What Is a Software Architect? Roles, Levels, Daily Activities, and Essential Skills
This article explains what a software architect does, outlines the three architectural levels (application, solution, enterprise), describes the architect’s daily responsibilities, and details ten essential skills—including design, decision‑making, simplification, programming, documentation, communication, estimation, balancing, consulting, and market awareness—required for a successful career in software architecture.
What Is a Software Architect?
A software architect is a specialist who makes high‑level design decisions and defines technical standards (including coding standards, tools, and platforms), while software architecture refers to the fundamental organization of a system, its components, relationships, and governing principles.
Architecture Levels
Architectural concerns can be abstracted into three levels, each requiring different skills:
Application level: Focuses on a single application; detailed work usually within one development team.
Solution level: Addresses one or more applications that satisfy a business need; involves higher‑level design and cross‑team collaboration.
Enterprise level: Concerns multiple solutions across the organization; highly abstract and requires coordination among many groups.
Software Architect as a Glue Between Teams
Horizontal: Bridges business units and development teams.
Vertical: Connects management with developers.
Technical: Integrates different technologies or applications.
Daily Activities of a Software Architect
Define and select development technologies and platforms.
Establish development standards (coding, tools, review processes, testing methods).
Support and clarify business requirements.
Design systems and make architectural decisions.
Document architectural definitions, designs, and decisions.
Review architecture and code to ensure compliance with agreed patterns and standards.
Collaborate with other departments and architects.
Guide and consult developers.
Refine high‑level designs into lower‑level specifications.
Note: Architecture design is an ongoing activity, especially in agile development, and therefore repeats iteratively.
Essential Skills for a Software Architect
Based on personal experience, literature, and community discussions, ten core skills are identified: design, decision‑making, simplification, programming, documentation, communication, estimation, balancing, consulting, and market awareness.
Design
Understand fundamental design patterns (e.g., GoF patterns, MVC, MVVM) and apply them to new problems.
Study anti‑patterns and domain‑specific patterns such as Enterprise Integration Patterns.
Learn quality metrics to ensure maintainability, reliability, security, testability, scalability, and usability.
Explore different technology stacks and their design philosophies; gain depth in the stacks most relevant to your domain.
Analyze application frameworks (e.g., Angular) to grasp built‑in patterns and implementation details.

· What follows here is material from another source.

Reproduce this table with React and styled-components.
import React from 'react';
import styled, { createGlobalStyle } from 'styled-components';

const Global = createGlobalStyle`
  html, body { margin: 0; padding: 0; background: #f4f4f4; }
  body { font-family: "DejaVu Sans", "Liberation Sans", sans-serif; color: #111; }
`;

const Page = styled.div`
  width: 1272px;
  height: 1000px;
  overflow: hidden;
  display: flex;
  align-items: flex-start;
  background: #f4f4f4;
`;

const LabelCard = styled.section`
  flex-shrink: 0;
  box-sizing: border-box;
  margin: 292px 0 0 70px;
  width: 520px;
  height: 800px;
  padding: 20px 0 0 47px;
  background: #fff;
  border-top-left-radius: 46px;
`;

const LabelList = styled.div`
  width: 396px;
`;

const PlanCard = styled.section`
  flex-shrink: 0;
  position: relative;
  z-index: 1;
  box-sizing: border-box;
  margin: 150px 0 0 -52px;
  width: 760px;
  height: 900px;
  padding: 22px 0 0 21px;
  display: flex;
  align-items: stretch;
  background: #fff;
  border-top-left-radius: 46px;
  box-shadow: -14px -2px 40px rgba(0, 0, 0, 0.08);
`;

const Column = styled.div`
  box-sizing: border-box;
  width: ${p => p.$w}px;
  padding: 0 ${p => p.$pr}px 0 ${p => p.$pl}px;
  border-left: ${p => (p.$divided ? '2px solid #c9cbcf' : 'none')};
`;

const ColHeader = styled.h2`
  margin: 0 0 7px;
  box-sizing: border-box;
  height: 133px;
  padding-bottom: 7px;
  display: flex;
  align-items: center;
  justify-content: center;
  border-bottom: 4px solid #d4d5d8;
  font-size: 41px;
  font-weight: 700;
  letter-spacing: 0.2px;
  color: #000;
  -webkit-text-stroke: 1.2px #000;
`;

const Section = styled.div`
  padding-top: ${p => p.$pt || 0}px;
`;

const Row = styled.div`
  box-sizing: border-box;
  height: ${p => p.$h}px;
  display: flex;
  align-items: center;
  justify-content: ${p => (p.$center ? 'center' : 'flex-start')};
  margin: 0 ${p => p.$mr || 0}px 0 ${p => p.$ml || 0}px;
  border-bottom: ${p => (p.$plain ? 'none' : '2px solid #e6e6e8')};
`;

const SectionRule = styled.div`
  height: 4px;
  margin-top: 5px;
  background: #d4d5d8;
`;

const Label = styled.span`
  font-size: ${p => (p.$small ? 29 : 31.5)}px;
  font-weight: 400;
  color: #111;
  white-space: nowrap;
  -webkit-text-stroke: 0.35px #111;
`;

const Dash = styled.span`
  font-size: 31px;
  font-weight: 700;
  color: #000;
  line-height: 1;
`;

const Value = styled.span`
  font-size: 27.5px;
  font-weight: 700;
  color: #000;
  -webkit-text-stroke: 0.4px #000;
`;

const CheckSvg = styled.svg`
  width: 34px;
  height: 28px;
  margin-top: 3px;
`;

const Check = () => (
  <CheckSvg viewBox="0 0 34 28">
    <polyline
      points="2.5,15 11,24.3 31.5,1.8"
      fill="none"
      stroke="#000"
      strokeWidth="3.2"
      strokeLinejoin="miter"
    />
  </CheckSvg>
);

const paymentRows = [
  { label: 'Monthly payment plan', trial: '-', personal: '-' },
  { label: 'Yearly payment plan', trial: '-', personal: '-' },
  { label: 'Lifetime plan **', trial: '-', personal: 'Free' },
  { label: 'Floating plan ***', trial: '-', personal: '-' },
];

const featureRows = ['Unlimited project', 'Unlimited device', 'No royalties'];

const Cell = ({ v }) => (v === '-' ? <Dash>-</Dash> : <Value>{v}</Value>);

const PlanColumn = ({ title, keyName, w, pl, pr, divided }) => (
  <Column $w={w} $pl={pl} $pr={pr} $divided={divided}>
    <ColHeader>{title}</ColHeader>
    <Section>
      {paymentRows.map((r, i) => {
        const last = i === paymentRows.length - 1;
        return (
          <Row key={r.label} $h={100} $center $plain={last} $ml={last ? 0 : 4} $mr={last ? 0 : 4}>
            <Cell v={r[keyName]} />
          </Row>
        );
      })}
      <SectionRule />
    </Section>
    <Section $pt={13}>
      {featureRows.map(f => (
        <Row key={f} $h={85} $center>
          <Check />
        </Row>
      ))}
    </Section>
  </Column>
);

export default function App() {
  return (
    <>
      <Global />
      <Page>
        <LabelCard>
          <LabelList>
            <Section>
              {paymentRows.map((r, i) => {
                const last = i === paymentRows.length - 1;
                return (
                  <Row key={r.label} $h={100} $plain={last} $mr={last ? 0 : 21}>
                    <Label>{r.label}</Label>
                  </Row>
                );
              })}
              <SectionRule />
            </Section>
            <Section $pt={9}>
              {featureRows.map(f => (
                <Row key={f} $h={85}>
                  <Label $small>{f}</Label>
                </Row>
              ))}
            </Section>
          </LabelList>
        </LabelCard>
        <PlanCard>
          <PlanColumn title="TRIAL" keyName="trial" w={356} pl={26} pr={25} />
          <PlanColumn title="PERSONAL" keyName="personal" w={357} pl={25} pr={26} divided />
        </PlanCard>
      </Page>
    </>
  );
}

Maintain curiosity and stay attuned to user needs.
Decision‑Making
Architects must guide projects and organizations by making informed decisions:
Prioritize by distinguishing primary from secondary tasks.
Maintain conceptual integrity and consistency (e.g., naming conventions).
Assess urgency and impact using models like WSJF (Weighted Shortest Job First).
Recognize personal limits and collaborate with peers on decisions beyond your authority.
Evaluate multiple alternatives with measurable criteria rather than intuition.
Simplification
Apply Occam’s razor: prefer simpler solutions and reduce unnecessary assumptions.
Observe solutions from both top‑down and bottom‑up perspectives.
Step back to reassess complex proposals and consider refactoring.
Divide large problems into smaller, manageable pieces.
Refactor when needed, ensuring automated tests are in place and stakeholders are supportive.
Programming
Even enterprise‑level architects should understand developers’ daily work to avoid miscommunication and make better decisions.
Run side projects to experiment with new technologies and tools, gaining hands‑on experience.
Use a technology radar (e.g., ThoughtWorks) to classify tools as Adopt, Trial, Assess, or Hold, helping you stay informed about trends.
Documentation
Effective documentation balances completeness with brevity:
Write clean code; good code serves as its own documentation (see "Clean Code").
Generate documentation automatically when possible (e.g., Swagger, RAML).
Record only essential information, keeping documents concise and focused on decision rationale.
Familiarize yourself with architecture frameworks such as TOGAF or Zachman to structure documentation systematically.